[Records from a data source]
·····

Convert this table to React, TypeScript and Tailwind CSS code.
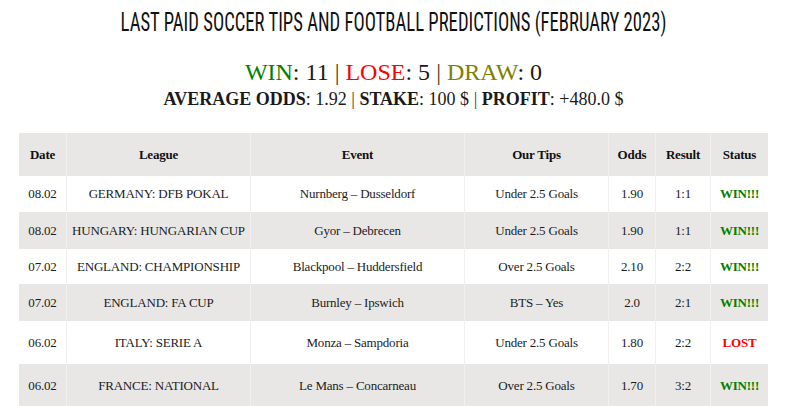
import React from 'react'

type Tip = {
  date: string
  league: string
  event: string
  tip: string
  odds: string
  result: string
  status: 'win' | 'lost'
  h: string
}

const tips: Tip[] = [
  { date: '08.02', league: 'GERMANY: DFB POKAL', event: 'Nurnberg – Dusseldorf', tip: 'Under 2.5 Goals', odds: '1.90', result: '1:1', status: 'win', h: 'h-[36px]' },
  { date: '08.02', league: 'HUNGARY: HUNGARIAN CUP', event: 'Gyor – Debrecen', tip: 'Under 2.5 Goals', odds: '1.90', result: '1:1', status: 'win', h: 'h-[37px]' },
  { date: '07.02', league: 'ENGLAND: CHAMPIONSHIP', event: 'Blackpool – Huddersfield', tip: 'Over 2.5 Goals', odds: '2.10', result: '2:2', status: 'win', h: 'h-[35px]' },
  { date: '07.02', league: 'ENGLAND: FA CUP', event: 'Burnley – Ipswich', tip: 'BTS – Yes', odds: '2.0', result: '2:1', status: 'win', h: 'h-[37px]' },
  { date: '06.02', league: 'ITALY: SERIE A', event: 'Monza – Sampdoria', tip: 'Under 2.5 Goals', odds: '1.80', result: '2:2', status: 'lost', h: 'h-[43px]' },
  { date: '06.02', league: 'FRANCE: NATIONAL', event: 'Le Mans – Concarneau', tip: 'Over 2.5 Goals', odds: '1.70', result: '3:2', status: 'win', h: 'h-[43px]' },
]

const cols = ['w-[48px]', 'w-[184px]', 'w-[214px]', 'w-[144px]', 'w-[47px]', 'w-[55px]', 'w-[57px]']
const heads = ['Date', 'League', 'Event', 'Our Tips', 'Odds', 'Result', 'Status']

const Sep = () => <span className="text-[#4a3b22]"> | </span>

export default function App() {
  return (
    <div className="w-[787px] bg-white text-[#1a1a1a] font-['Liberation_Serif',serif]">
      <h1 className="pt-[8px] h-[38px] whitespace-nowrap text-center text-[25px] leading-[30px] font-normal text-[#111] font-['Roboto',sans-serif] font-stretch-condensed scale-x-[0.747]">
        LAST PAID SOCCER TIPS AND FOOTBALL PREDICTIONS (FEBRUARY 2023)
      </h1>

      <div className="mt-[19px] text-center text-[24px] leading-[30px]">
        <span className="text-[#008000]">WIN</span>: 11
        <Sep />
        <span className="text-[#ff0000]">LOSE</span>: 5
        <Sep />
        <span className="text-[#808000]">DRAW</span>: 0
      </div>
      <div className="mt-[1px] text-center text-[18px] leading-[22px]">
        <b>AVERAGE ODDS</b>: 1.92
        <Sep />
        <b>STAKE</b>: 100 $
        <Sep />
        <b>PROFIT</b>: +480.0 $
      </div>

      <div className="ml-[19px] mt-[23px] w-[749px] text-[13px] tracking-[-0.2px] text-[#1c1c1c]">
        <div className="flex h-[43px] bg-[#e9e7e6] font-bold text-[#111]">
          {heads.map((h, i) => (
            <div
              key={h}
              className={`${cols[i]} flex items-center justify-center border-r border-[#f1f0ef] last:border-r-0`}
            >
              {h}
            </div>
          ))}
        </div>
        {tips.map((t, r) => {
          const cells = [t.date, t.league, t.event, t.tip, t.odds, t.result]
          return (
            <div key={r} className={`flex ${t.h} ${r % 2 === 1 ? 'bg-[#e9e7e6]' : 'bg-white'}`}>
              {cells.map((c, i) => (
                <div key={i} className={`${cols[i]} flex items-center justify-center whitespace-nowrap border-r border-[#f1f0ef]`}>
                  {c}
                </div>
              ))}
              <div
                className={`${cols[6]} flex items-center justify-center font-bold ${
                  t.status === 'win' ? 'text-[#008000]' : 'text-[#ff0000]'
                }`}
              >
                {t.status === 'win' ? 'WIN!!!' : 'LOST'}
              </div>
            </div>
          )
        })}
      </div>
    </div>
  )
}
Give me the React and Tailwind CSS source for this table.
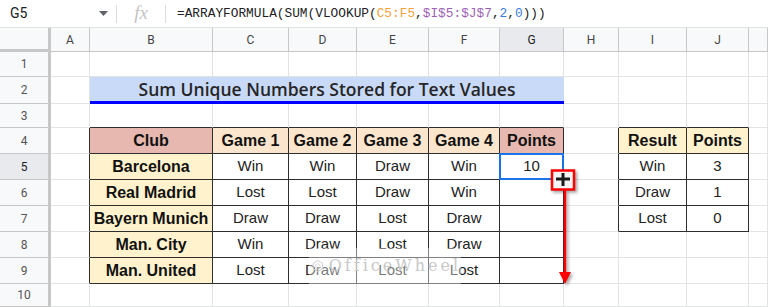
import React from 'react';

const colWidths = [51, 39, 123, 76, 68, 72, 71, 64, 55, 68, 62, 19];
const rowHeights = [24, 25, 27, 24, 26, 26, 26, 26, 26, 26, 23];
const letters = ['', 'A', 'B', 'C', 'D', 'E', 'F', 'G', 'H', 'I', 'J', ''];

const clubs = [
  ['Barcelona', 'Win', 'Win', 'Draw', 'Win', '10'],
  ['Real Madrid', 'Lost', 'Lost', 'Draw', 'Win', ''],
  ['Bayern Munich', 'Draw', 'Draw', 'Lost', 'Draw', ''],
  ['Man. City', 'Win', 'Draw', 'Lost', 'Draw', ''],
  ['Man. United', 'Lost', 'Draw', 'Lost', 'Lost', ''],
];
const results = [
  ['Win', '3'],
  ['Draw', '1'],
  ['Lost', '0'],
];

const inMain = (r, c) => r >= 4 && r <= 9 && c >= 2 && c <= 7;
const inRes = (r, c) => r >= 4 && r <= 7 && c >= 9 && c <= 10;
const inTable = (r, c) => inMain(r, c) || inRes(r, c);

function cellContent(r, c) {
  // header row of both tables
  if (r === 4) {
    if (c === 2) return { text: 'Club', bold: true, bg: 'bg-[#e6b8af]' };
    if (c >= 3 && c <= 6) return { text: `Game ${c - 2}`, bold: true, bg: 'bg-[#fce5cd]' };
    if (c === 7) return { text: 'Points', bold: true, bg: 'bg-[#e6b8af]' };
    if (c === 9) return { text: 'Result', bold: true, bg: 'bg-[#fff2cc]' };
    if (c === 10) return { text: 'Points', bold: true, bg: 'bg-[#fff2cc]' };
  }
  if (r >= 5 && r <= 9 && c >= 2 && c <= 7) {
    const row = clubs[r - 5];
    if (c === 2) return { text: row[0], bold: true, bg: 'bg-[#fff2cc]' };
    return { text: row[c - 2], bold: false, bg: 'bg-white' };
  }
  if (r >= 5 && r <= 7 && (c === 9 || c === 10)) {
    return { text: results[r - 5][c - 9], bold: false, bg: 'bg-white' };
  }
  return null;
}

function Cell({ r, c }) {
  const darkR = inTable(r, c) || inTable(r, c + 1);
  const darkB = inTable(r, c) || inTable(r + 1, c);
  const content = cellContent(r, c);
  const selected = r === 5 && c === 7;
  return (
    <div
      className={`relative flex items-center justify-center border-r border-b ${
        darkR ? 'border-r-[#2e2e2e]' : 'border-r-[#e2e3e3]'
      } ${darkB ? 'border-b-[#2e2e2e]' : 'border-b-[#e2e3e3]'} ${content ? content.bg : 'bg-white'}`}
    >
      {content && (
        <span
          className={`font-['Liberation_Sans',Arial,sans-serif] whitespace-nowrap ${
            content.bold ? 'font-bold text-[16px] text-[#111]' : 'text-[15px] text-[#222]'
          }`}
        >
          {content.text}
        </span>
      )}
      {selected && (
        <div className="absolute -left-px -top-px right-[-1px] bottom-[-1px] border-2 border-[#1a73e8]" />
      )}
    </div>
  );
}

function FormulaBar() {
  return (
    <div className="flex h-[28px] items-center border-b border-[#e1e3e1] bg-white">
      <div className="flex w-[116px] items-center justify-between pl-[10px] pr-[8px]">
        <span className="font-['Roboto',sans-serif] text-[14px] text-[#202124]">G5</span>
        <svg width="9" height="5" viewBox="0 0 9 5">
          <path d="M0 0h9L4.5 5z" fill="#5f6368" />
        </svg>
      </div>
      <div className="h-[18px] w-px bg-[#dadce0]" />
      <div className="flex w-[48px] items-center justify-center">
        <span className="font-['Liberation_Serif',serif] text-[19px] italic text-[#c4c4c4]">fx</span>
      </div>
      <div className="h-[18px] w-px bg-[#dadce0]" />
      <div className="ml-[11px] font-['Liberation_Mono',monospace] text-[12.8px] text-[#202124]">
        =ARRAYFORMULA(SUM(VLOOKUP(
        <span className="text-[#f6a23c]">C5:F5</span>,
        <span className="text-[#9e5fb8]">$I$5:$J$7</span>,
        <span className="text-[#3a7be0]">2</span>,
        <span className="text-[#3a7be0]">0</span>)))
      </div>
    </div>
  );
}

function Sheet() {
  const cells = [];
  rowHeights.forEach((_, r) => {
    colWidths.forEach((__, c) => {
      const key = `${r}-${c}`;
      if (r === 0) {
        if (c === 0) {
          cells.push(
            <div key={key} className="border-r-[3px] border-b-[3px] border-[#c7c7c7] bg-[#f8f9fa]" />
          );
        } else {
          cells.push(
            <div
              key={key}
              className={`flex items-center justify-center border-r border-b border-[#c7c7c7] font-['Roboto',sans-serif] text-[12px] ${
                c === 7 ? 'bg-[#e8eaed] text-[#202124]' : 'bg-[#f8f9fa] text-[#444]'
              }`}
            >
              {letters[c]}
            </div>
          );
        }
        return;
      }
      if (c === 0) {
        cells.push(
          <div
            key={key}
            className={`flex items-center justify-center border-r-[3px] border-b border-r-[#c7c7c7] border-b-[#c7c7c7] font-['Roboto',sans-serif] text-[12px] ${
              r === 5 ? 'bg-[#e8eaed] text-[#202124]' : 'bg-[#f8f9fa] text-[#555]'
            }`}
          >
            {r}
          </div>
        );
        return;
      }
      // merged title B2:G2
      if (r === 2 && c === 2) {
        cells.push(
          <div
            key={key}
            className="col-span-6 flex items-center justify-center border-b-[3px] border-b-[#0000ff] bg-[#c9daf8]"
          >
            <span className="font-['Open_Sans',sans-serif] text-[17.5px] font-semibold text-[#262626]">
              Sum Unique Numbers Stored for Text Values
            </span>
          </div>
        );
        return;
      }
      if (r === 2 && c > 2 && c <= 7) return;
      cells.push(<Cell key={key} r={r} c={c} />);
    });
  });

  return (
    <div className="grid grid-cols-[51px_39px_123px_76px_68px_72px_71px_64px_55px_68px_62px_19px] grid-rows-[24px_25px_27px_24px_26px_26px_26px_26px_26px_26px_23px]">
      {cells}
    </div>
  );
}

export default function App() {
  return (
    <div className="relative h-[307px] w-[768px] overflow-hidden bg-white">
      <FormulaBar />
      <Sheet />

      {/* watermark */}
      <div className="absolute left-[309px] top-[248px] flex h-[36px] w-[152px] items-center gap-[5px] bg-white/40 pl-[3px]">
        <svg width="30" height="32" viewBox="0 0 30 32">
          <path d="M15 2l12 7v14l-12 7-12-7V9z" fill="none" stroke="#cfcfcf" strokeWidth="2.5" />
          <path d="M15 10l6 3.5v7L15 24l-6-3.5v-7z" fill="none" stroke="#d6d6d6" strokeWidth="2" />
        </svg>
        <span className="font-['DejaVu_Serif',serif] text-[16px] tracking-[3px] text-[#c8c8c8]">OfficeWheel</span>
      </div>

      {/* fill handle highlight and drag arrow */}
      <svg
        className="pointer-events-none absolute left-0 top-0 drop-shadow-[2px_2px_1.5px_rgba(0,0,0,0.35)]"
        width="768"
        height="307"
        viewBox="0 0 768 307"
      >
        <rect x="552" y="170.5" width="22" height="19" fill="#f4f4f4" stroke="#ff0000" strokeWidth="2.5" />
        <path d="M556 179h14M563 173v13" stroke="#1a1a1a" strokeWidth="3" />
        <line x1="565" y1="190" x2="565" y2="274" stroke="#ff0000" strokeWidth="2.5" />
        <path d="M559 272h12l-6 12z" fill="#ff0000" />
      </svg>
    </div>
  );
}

·····

**Goal of the exercise**
Nothing but the lines from the start of the records above through the line with "const heads = ['Date', 'League', 'Event', 'Our" should be retyped, each exactly as written; leave out all pictures.

**Solution**
Convert this table to React, TypeScript and Tailwind CSS code.
import React from 'react'

type Tip = {
  date: string
  league: string
  event: string
  tip: string
  odds: string
  result: string
  status: 'win' | 'lost'
  h: string
}

const tips: Tip[] = [
  { date: '08.02', league: 'GERMANY: DFB POKAL', event: 'Nurnberg – Dusseldorf', tip: 'Under 2.5 Goals', odds: '1.90', result: '1:1', status: 'win', h: 'h-[36px]' },
  { date: '08.02', league: 'HUNGARY: HUNGARIAN CUP', event: 'Gyor – Debrecen', tip: 'Under 2.5 Goals', odds: '1.90', result: '1:1', status: 'win', h: 'h-[37px]' },
  { date: '07.02', league: 'ENGLAND: CHAMPIONSHIP', event: 'Blackpool – Huddersfield', tip: 'Over 2.5 Goals', odds: '2.10', result: '2:2', status: 'win', h: 'h-[35px]' },
  { date: '07.02', league: 'ENGLAND: FA CUP', event: 'Burnley – Ipswich', tip: 'BTS – Yes', odds: '2.0', result: '2:1', status: 'win', h: 'h-[37px]' },
  { date: '06.02', league: 'ITALY: SERIE A', event: 'Monza – Sampdoria', tip: 'Under 2.5 Goals', odds: '1.80', result: '2:2', status: 'lost', h: 'h-[43px]' },
  { date: '06.02', league: 'FRANCE: NATIONAL', event: 'Le Mans – Concarneau', tip: 'Over 2.5 Goals', odds: '1.70', result: '3:2', status: 'win', h: 'h-[43px]' },
]

const cols = ['w-[48px]', 'w-[184px]', 'w-[214px]', 'w-[144px]', 'w-[47px]', 'w-[55px]', 'w-[57px]']
const heads = ['Date', 'League', 'Event', 'Our Tips', 'Odds', 'Result', 'Status']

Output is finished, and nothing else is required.